And If You Think It’s All Sunshine and Butterflies…

Copyright © 2015 Stephen Hawley, all rights reserved.

How to tell you have a tween in the house:

Alice turns on all the lights in the kitchen and dining room.
Me: Alice, would you please turn out the lights in the kitchen? There’s nobody in there and it saves money.
Alice: No.
Me: Alice, there’s nobody in the kitchen. Please turn out the lights, it saves money.
Alice: No.
Me: Alice, since there’s nobody in the kitchen, don’t you think it would be a good idea to turn the lights out?
Alice: Fine.

Alice: Butthead.

Timeoutularity ensues.

Later, Alice tries to get me to do an in-app purchase on her iPad.
Alice: Daddy, sign here.
Me: What is it?
Alice: Daddy, sign here.
Me: Nice try, Alice.

Alice fires up the music app, which can’t be locked out, right in front of me.
Me: Alice, please give me your iPad. You have an iPad time out.
Alice: NO!
Me: Alice, were you using the music app?
Alice: No.

Alice: Yes.
Me: Ok, that’s an iPad time out. If you behave nicely, then you’ll get it back sooner. If you behave not nicely, then it will take longer.

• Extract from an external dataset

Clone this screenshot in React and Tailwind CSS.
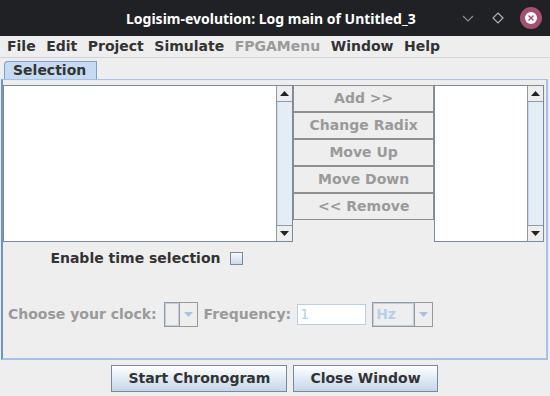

Alice: Fine. I tell mommy about that. Mommy said, “never, ever do that again!”

E comes down stairs in perfect timing.

Me: E – did you say that Alice should never, ever get an iPad time out?

E: No.

Drama ensues, followed by timeoutularity.

Alice is now up in her room yelling at me that she’s going to call the police and, “you’re in trouble mister“.

On another note, I’ve also trained her to respond to “Alice, drama?” with “Is this a dagger I see before me?